Voting for Peace

As is true of Green Party candidates all over the country, I am a peace candidate. I oppose the plans for “regime change” in Iraq and support work within the framework of the United Nations to get inspectors into Iraq and make sure they can do their work. I’ve also been actively opposed to the militaristic and repressive approach to the problem of terrorism taken by the Bush Administration since the 9-11-01 attacks.

My two major opponents in the New Jersey U.S. Senate race, Frank Lautenberg the Democrat and Doug Forrester the Republican, are both openly supportive of regime change and Bush’s war plans. More than that: who is most supportive of a hawkish, pro-Pentagon stance has emerged as a major issue between them since Lautenberg replaced Bob Torricelli as the Democratic standard bearer in early October.

And yet I know for a fact that there will be New Jersey peace activists voting for Frank Lautenberg instead of myself. They will do so because of the continuing hold of “lesser evil” ideology among some progressives, and because of their fear of the Republicans taking over the Senate.

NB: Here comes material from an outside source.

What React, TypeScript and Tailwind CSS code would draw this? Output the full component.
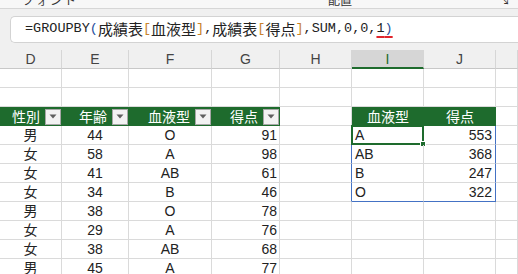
const GREEN = "#1e6b2d";

const COLS = ["D", "E", "F", "G", "H", "I", "J", ""];

const scores = [
  ["男", "44", "O", "91"],
  ["女", "58", "A", "98"],
  ["女", "41", "AB", "61"],
  ["女", "34", "B", "46"],
  ["男", "38", "O", "78"],
  ["女", "29", "A", "76"],
  ["女", "38", "AB", "68"],
  ["男", "45", "A", "77"],
];

const grouped = [
  ["A", "553"],
  ["AB", "368"],
  ["B", "247"],
  ["O", "322"],
];

const cell = "h-[19px] border-r border-b border-[#dadada] flex items-center leading-none";

function FilterButton() {
  return (
    <span className="flex h-[16px] w-[16px] shrink-0 items-center justify-center border border-[#a6a6a6] bg-[#f2f2f2]">
      <svg width="8" height="5" viewBox="0 0 8 5">
        <path d="M0.5 0.5h7L4 4.5z" fill="#5f5f5f" />
      </svg>
    </span>
  );
}

function HeaderCell({ label, filter = true }: { label: string; filter?: boolean }) {
  return (
    <div
      className={`h-[19px] flex items-center leading-none text-white text-[14px] bg-[#1e6b2d] ${
        filter ? "justify-end gap-[5px] pr-[1px]" : "justify-center"
      }`}
    >
      <span>{label}</span>
      {filter ? <FilterButton /> : null}
    </div>
  );
}

export default function App() {
  return (
    <div
      className="h-[274px] w-[518px] overflow-hidden bg-white text-[#222]"
      style={{ fontFamily: '"Liberation Sans", "Noto Sans CJK JP", sans-serif' }}
    >
      {/* ribbon group labels, cut off at the top */}
      <div className="h-[9px] overflow-hidden border-b border-[#d6d6d6] bg-[#f7f7f7]">
        <div className="-mt-[6px] flex h-[14px] items-center text-[12px] leading-[14px] text-[#333]">
          <span className="ml-[22px] w-[60px] tracking-[2px]">フォント</span>
          <span className="ml-[246px]">配置</span>
          <span className="ml-auto mr-[8px] text-[11px]">↘</span>
        </div>
      </div>

      {/* formula bar */}
      <div className="h-[41px] bg-[#f0f0f0] pl-[10px] pt-[7px]">
        <div className="flex h-[27px] items-center rounded-l-[5px] border border-r-0 border-[#d3d3d3] bg-white pl-[14px] whitespace-nowrap">
          <span className="text-[13.5px]" style={{ fontFamily: '"Liberation Mono", monospace' }}>
            =GROUPBY<span className="text-[#1f4e9c]">(</span>
          </span>
          <span className="text-[15px]" style={{ fontFamily: '"Noto Sans CJK JP", sans-serif' }}>成績表</span>
          <span className="text-[13.5px] text-[#c9822b]" style={{ fontFamily: '"Liberation Mono", monospace' }}>[</span>
          <span className="text-[15px]" style={{ fontFamily: '"Noto Sans CJK JP", sans-serif' }}>血液型</span>
          <span className="text-[13.5px]" style={{ fontFamily: '"Liberation Mono", monospace' }}>
            <span className="text-[#c9822b]">]</span>,
          </span>
          <span className="text-[15px]" style={{ fontFamily: '"Noto Sans CJK JP", sans-serif' }}>成績表</span>
          <span className="text-[13.5px] text-[#c9822b]" style={{ fontFamily: '"Liberation Mono", monospace' }}>[</span>
          <span className="text-[15px]" style={{ fontFamily: '"Noto Sans CJK JP", sans-serif' }}>得点</span>
          <span className="text-[13.5px]" style={{ fontFamily: '"Liberation Mono", monospace' }}>
            <span className="text-[#c9822b]">]</span>,SUM,0,0,
            <span className="underline decoration-[#e0242b] decoration-[1.5px] underline-offset-[4px]">
              1<span className="text-[#1f4e9c]">)</span>
            </span>
          </span>
        </div>
      </div>

      {/* sheet */}
      <div className="grid grid-cols-[62px_67px_83px_68px_72px_72px_72px_1fr] text-[14px]">
        {COLS.map((c) => (
          <div
            key={c || "K"}
            className={`h-[19px] flex items-center justify-center leading-none border-r border-[#d6d6d6] ${
              c === "I"
                ? "bg-[#d6d6d6] border-b-2 border-b-[#1e6b2d] text-[#1e6b2d]"
                : "bg-[#f0f0f0] border-b border-b-[#c8c8c8] text-[#444]"
            }`}
          >
            {c}
          </div>
        ))}

        {[0, 1].map((r) =>
          COLS.map((c) => <div key={`blank${r}${c}`} className={cell} />)
        )}

        <HeaderCell label="性別" />
        <HeaderCell label="年齢" />
        <HeaderCell label="血液型" />
        <HeaderCell label="得点" />
        <div className={cell} />
        <HeaderCell label="血液型" filter={false} />
        <HeaderCell label="得点" filter={false} />
        <div className={cell} />

        {scores.map((row, i) => {
          const g = grouped[i];
          const last = i === grouped.length - 1;
          return [
            <div key={`d${i}`} className={`${cell} justify-center`}>{row[0]}</div>,
            <div key={`e${i}`} className={`${cell} justify-center`}>{row[1]}</div>,
            <div key={`f${i}`} className={`${cell} justify-center`}>{row[2]}</div>,
            <div key={`g${i}`} className={`${cell} justify-end pr-[2px]`}>{row[3]}</div>,
            <div key={`h${i}`} className={`${cell} ${g ? "border-r-[#4472c4]" : ""}`} />,
            <div
              key={`i${i}`}
              className={`${cell} relative pl-[3px] ${last ? "border-b-[#4472c4]" : ""}`}
            >
              {g ? g[0] : ""}
              {i === 0 ? (
                <span className="absolute -left-px -top-px -right-px -bottom-px border-2 border-[#1e6b2d]">
                  <span className="absolute -bottom-[4px] -right-[4px] h-[6px] w-[6px] border border-white bg-[#1e6b2d]" />
                </span>
              ) : null}
            </div>,
            <div
              key={`j${i}`}
              className={`${cell} justify-end pr-[3px] ${g ? "border-r-[#4472c4]" : ""} ${
                last ? "border-b-[#4472c4]" : ""
              }`}
            >
              {g ? g[1] : ""}
            </div>,
            <div key={`k${i}`} className={cell} />,
          ];
        })}
      </div>
    </div>
  );
}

I don’t want to see the Republicans take over the Senate either. But there is something almost pathological and schizophrenic about this fear that motivates some progressives. And it is very short-sighted.

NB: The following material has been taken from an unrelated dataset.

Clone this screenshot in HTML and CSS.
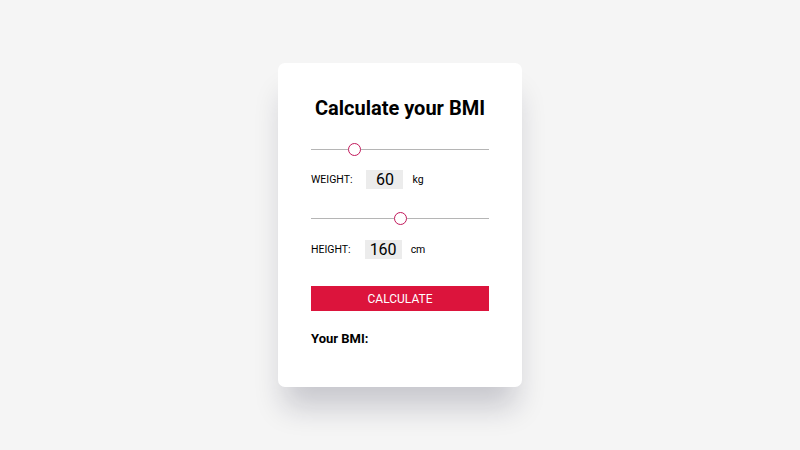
FILE: index.html
```html
<!DOCTYPE html>
<html lang="en">
<head>
    <meta charset="UTF-8">
    <meta name="viewport" content="width=device-width, initial-scale=1.0">
    <title>BMI Calculator</title>
    <link rel="stylesheet" href="styles.css">
</head>
<body>

    <div class="card">
        <h1>Calculate your BMI</h1>

        <input type="range" class="slider" id="weight-range" min="20" max="200" value="60">
        <div class="row">
            <label for="weight">WEIGHT:</label>
            <input type="text" class="value" id="weight" value="60">
            <span class="unit">kg</span>
        </div>

        <input type="range" class="slider" id="height-range" min="100" max="220" value="160">
        <div class="row">
            <label for="height">HEIGHT:</label>
            <input type="text" class="value" id="height" value="160">
            <span class="unit">cm</span>
        </div>

        <button id="calc">CALCULATE</button>

        <p class="result"><b>Your BMI:</b> <span id="bmi"></span></p>
    </div>

    <script>
        const wRange = document.getElementById("weight-range");
        const hRange = document.getElementById("height-range");
        const wInput = document.getElementById("weight");
        const hInput = document.getElementById("height");

        wRange.oninput = () => wInput.value = wRange.value;
        hRange.oninput = () => hInput.value = hRange.value;
        wInput.oninput = () => wRange.value = wInput.value;
        hInput.oninput = () => hRange.value = hInput.value;

        document.getElementById("calc").onclick = () => {
            let m = parseFloat(hInput.value) / 100;
            let bmi = parseFloat(wInput.value) / (m * m);
            document.getElementById("bmi").textContent = isNaN(bmi) ? "" : bmi.toFixed(1);
        };
    </script>

</body>
</html>
```

FILE: styles.css
```css
body {
    margin: 0;
    height: 100vh;
    display: flex;
    align-items: center;
    justify-content: center;
    background-color: #f5f5f5;
    font-family: Roboto, "Liberation Sans", sans-serif;
    color: #000;
}

.card {
    width: 244px;
    height: 324px;
    box-sizing: border-box;
    padding: 33px 33px 0;
    background-color: white;
    border-radius: 7px;
    box-shadow: 0 26px 30px -6px rgba(20, 20, 50, 0.2);
    display: flex;
    flex-direction: column;
}

h1 {
    margin: 0 0 22px;
    font-size: 20px;
    font-weight: 700;
    text-align: center;
    line-height: 24px;
}

.slider {
    -webkit-appearance: none;
    appearance: none;
    width: 100%;
    height: 14px;
    margin: 0;
    background: transparent;
}

.slider::-webkit-slider-runnable-track {
    height: 1px;
    background-color: #b5b5b5;
}

.slider::-webkit-slider-thumb {
    -webkit-appearance: none;
    width: 13px;
    height: 13px;
    margin-top: -6px;
    border-radius: 50%;
    border: 1.5px solid #c2185b;
    background-color: white;
    box-sizing: border-box;
    cursor: pointer;
}

.row {
    display: flex;
    align-items: center;
    margin: 14px 0 22px;
    font-size: 10.5px;
}

.row + .slider {
    margin-top: 0;
}

.row label {
    margin-right: 14px;
}

.value {
    width: 37px;
    height: 19px;
    padding: 0;
    border: none;
    background-color: #ececec;
    font-family: inherit;
    font-size: 16px;
    text-align: center;
    color: #000;
}

.unit {
    margin-left: 9px;
}

#height-range + .row {
    margin-top: 15px;
}

button {
    margin-top: 5px;
    height: 25px;
    border: none;
    background-color: #dc143c;
    color: white;
    font-family: inherit;
    font-size: 12px;
    cursor: pointer;
}

.result {
    margin: 20px 0 0;
    font-size: 13px;
}
```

It is short-sighted because it doesn’t recognize that to the extent that Greens and other peace candidates do well this November, to that extent will the national Democratic Party leadership have to reconsider their “me-too” policies on most issues vis-à-vis the Republican Party. A strong peace and justice vote can help embolden more Democrats to vote like the 148 Democratic Senators and Congresspeople who, pushed hard and massively from below, found the courage to vote against Bush’s war resolution last week.

It is short-sighted because it essentially writes off the electoral arena as an arena of political battle, relegating us instead to the protest sidelines instead of supporting our own candidates with our own positions challenging to become part of government.

And it is short-sighted because it does not recognize that we will never get out from under the oppressive weight of this corrupt, big money-dominated, two-party duopoly unless we take some risks.

Is it important that the Republicans are repudiated at the polls this November? Yes. But it is also important that the Democrats are repudiated for everything they have been doing and not doing, for the deregulation and corporate-cozy policies of the Clinton/Gore years that made it possible for the corporate crime wave of Enron, WorldCom, Adelphia, Tyco, Arthur Anderson and all the rest, for the me-tooism that led to passage of Bush’s tax cut and no efforts to repeal it, a 20% increase in the Pentagon budget since last year and the passage of the U.S. Patriot Act, among other things.

Committed peace activists who just keep voting for war-supporting, corporate-cozy Democrats need to find the courage to do what is right in whatever arena they are functioning. And I don’t just mean morally right, as if a vote for a Green or another independent peace candidate was “impractical,” whereas they are just being “realistic.” This “realism” isn’t working, and it hasn’t been working for literally decades.